Daniel, I agree with most of what you are saying, but here are some thoughts.

  1. Do you suggest replacing the m_LoadedProjectFileName and

m_NodeLoadTimeStamps to basically a map<filename, map<BaseData*,
timestamp_at_load>>? This sounds more flexible - i.e. loading two scenes at
a time and saving to either of them would allow incremental saving. I
personally prefer to have the notion of currently open file which is the
most widespread use case for my application (not many people load multiple
scene files) and it allows to have the familiar "save" action which doesn't
ask which file to save to and a "save as". But I guess it's a matter of
preference and could be implemented on top of a more flexible underlying
approach.

Hi Rostislav,

thanks for your input. Yes, you correctly summarized what I proposed. I think this would still allow for the "application layer" to keep the concept of a currently open project without forcing it to keep alive one instance of SceneIO.

  1. MTime comparison looks like a "bug" in my implementation.

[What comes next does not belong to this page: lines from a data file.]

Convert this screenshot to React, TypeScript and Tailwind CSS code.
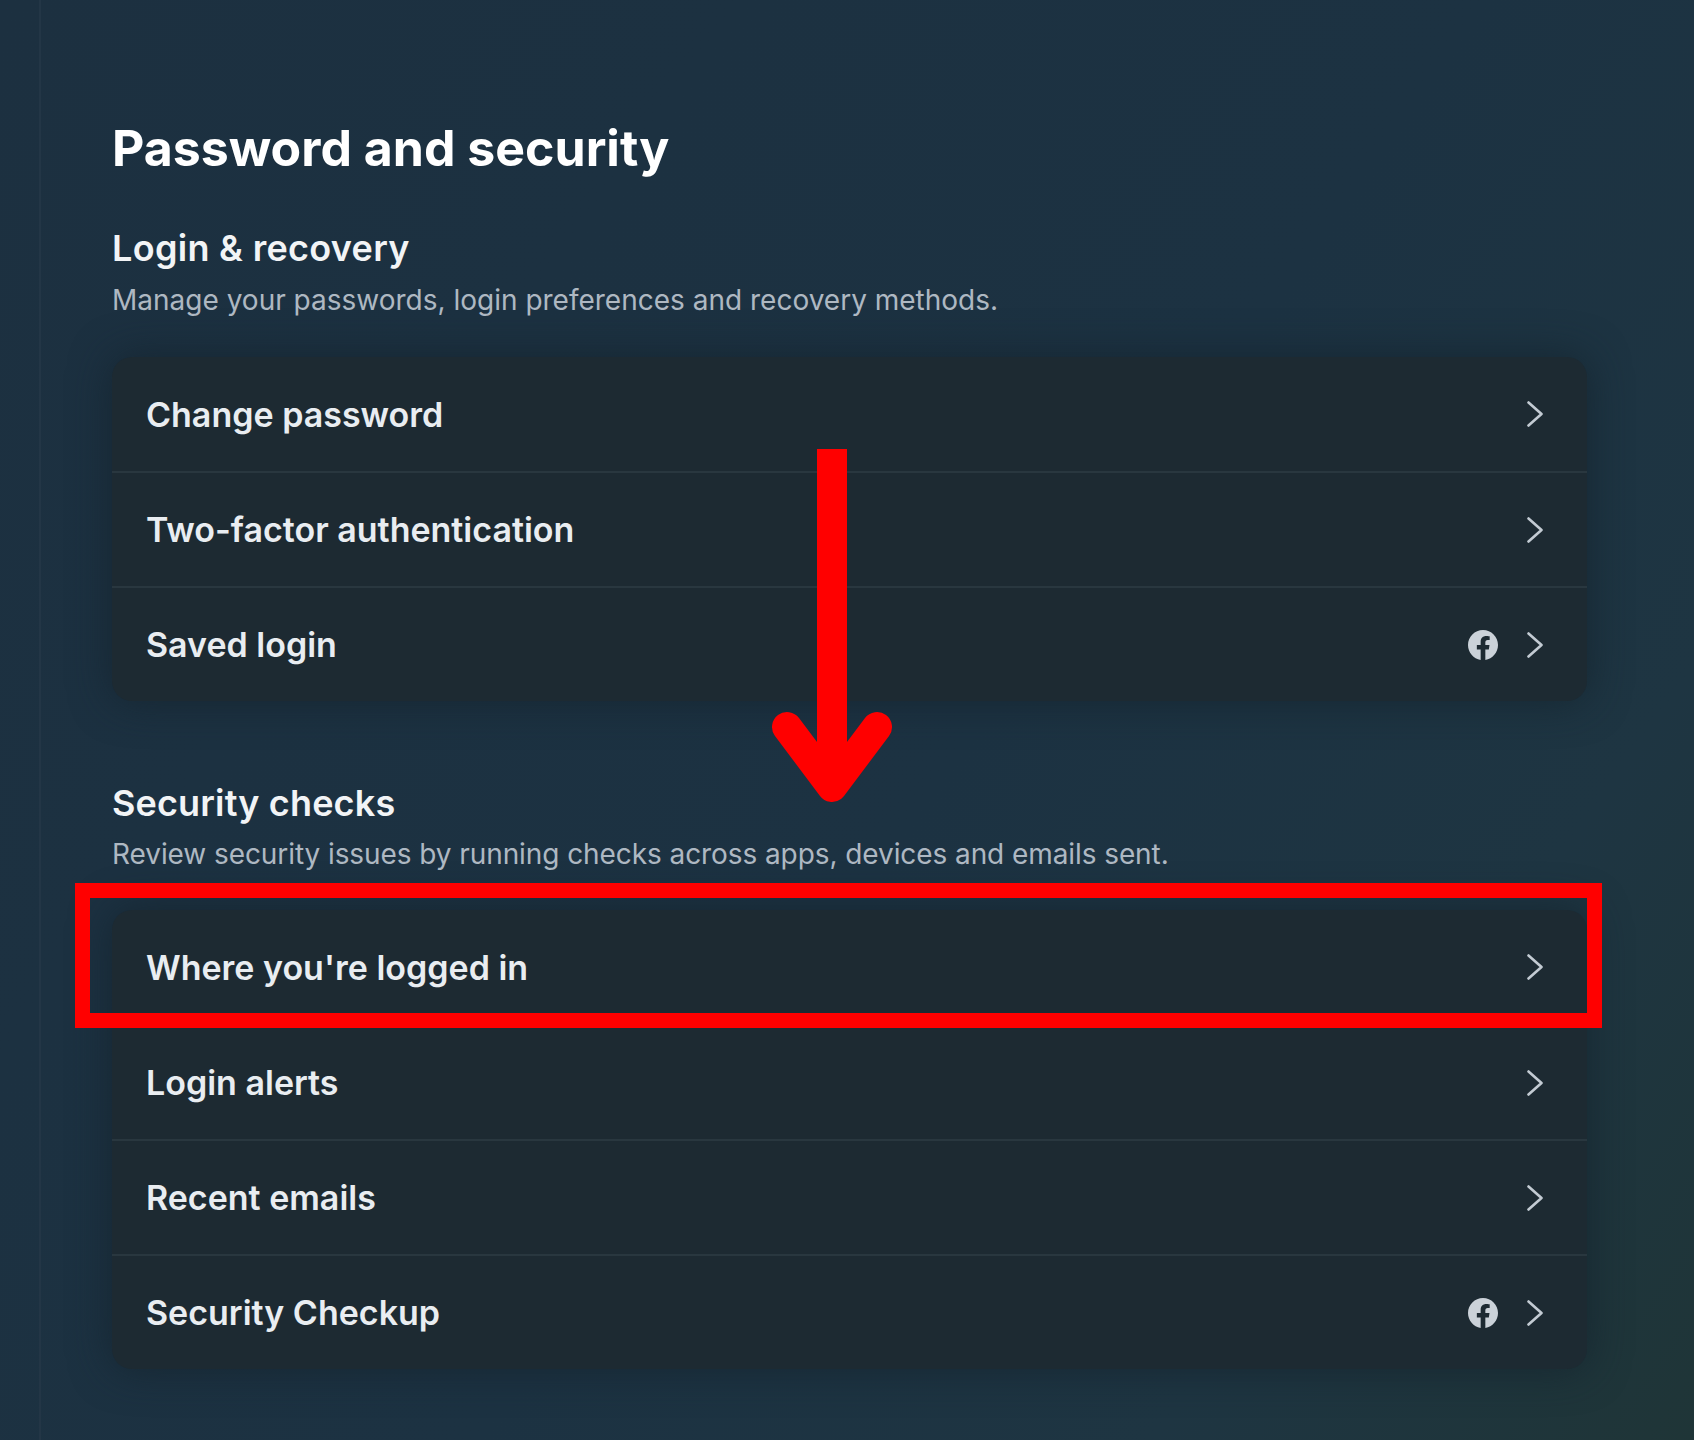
type Item = { label: string; meta?: boolean };

const loginItems: Item[] = [
  { label: 'Change password' },
  { label: 'Two-factor authentication' },
  { label: 'Saved login', meta: true },
];

const checkItems: Item[] = [
  { label: "Where you're logged in" },
  { label: 'Login alerts' },
  { label: 'Recent emails' },
  { label: 'Security Checkup', meta: true },
];

function MetaLogo() {
  return (
    <svg viewBox="0 0 24 24" className="w-[30px] h-[30px] text-[#cbd2d9]" fill="currentColor">
      <path d="M24 12.07C24 5.4 18.63 0 12 0S0 5.4 0 12.07c0 6.02 4.39 11.01 10.13 11.93v-8.44H7.08v-3.49h3.05V9.41c0-3.02 1.79-4.69 4.53-4.69 1.31 0 2.68.24 2.68.24v2.97h-1.51c-1.49 0-1.96.93-1.96 1.89v2.25h3.33l-.53 3.49h-2.8V24C19.61 23.08 24 18.09 24 12.07z" />
    </svg>
  );
}

function Chevron() {
  return (
    <svg viewBox="0 0 16 26" className="w-[16px] h-[26px] text-[#c3cbd3]" fill="none">
      <path d="M1.5 1.5L14.5 13L1.5 24.5" stroke="currentColor" strokeWidth="2.6" strokeLinecap="round" strokeLinejoin="round" />
    </svg>
  );
}

function Card({ items }: { items: Item[] }) {
  return (
    <div className="rounded-[20px] bg-[#1d2a32] shadow-[0_0_40px_rgba(20,35,45,0.8)]">
      {items.map((item, i) => (
        <div
          key={item.label}
          className={`flex items-center justify-between pl-[34px] pr-[44px] ${i > 0 ? 'h-[115px] border-t-2 border-[#29373f]' : 'h-[114px]'}`}
        >
          <span className="text-[34px] font-semibold text-[#e9edf1]">{item.label}</span>
          <div className="flex items-center gap-[29px]">
            {item.meta && <MetaLogo />}
            <Chevron />
          </div>
        </div>
      ))}
    </div>
  );
}

export default function App() {
  return (
    <div className="relative h-[1440px] overflow-hidden flex font-['Inter',sans-serif] bg-[linear-gradient(125deg,#1c3040_0%,#1c3242_55%,#1e3542_80%,#1f3537_100%)]">
      <div className="w-[41px] shrink-0 border-r-2 border-[#233646]" />
      <main className="flex-1 pl-[71px] pr-[107px] pt-[112px]">
        <h1 className="text-[50px] leading-[72px] font-bold text-white">Password and security</h1>

        <h2 className="mt-[39px] text-[36px] leading-[50px] font-semibold text-[#f2f4f6] tracking-[0.3px]">Login &amp; recovery</h2>
        <p className="mt-[7px] text-[28px] leading-[40px] text-[#aeb8c2]">
          Manage your passwords, login preferences and recovery methods.
        </p>
        <div className="mt-[37px]">
          <Card items={loginItems} />
        </div>

        <h2 className="mt-[77px] text-[36px] leading-[50px] font-semibold text-[#f2f4f6] tracking-[0.15px]">Security checks</h2>
        <p className="mt-[6px] text-[28px] leading-[40px] text-[#aeb8c2] tracking-[-0.08px]">
          Review security issues by running checks across apps, devices and emails sent.
        </p>
        <div className="mt-[36px]">
          <Card items={checkItems} />
        </div>
      </main>

      {/* red annotation over the screenshot */}
      <div className="absolute left-[75px] top-[883px] w-[1527px] h-[145px] border-[15px] border-[#ff0000]" />
      <svg className="absolute left-[760px] top-[440px] w-[140px] h-[380px]" viewBox="760 440 140 380" fill="none">
        <path d="M832 449V790" stroke="#ff0000" strokeWidth="30" />
        <path d="M787 727L832 787L877 727" stroke="#ff0000" strokeWidth="30" strokeLinecap="round" strokeLinejoin="round" />
      </svg>
    </div>
  );
}
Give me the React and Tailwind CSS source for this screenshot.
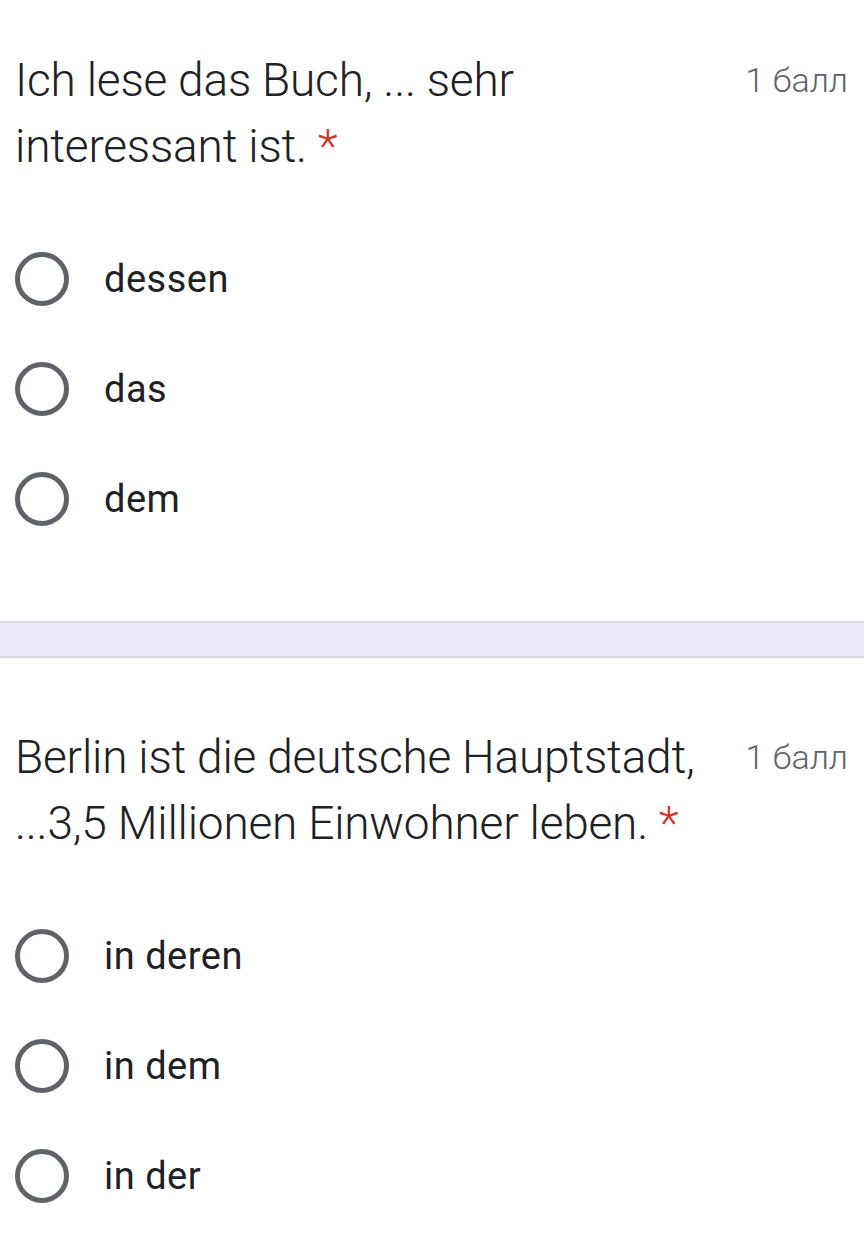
const questions = [
  {
    lines: ["Ich lese das Buch, ... sehr", "interessant ist."],
    options: ["dessen", "das", "dem"],
  },
  {
    lines: ["Berlin ist die deutsche Hauptstadt,", "...3,5 Millionen Einwohner leben."],
    options: ["in deren", "in dem", "in der"],
  },
];

function Radio() {
  return (
    <div className="w-[54px] h-[54px] rounded-full border-[5px] border-[#5f6368] shrink-0" />
  );
}

function Question({ q }) {
  return (
    <div className="pl-[15px] pr-[16px]">
      <div className="flex items-start justify-between">
        <div className="text-[46px] leading-[66px] font-light text-[#202124] tracking-[-0.2px]">
          {q.lines[0]}
          <br />
          {q.lines[1]} <span className="text-[#d93025]">*</span>
        </div>
        <div className="text-[34px] leading-[66px] font-light text-[#5f6368] whitespace-nowrap">
          1 балл
        </div>
      </div>
      <div className="mt-[73px] flex flex-col gap-[56px]">
        {q.options.map((o) => (
          <div key={o} className="flex items-center h-[54px]">
            <Radio />
            <span className="ml-[35px] text-[38px] text-[#202124] tracking-[0.5px]">{o}</span>
          </div>
        ))}
      </div>
    </div>
  );
}

export default function App() {
  return (
    <div className="w-[864px] h-[1260px] bg-white overflow-hidden font-['Roboto',sans-serif]">
      <div className="pt-[47px] pb-[95px]">
        <Question q={questions[0]} />
      </div>
      <div className="h-[37px] bg-[#ede9f7] border-y-[2px] border-[#d9d7df]" />
      <div className="pt-[66px]">
        <Question q={questions[1]} />
      </div>
    </div>
  );
}
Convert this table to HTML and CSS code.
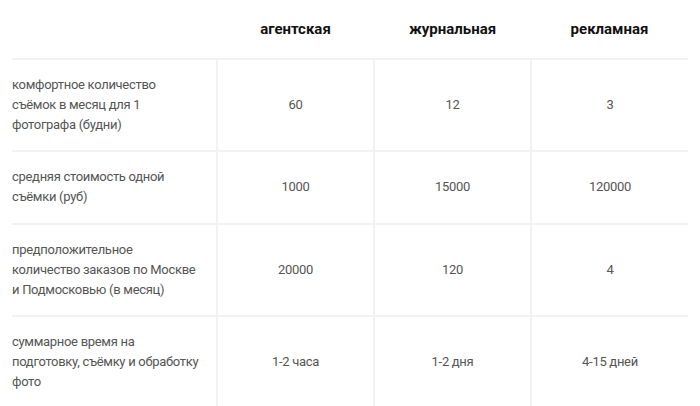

The fact that

it works just comes from the fact that the data node timestamp is never
older than that of the base data it contains (due to how
mitk::DataNode::GetMTime()) is implemented. Clearly, using BaseData time
stamp everywhere would make more sense. However, care should be taken if the
property persistence service (http://bugs.mitk.org/show_bug.cgi?id=19209)
actually involves the data node properties. I'm just not sure how it's
implemented. If only BaseData properties can be used in this property
persistence service - then using BaseData timestamp should be good enough.

Ok, thanks for confirming what I have seen. Pointing out T19209 is a good thing, I did not yet look too much into what is happening there, but I'll do that before startin here.

I'll keep you updated and would welcome having your opinion once I have a first implementation.

kislinsk claimed this task.
kislinsk added a subscriber: kislinsk.
This task was automatically closed because it wasn't updated at least since July 2016 (over 2 years). Please re-open this task if you think that it is still relevant. This most probably means that you will resolve it.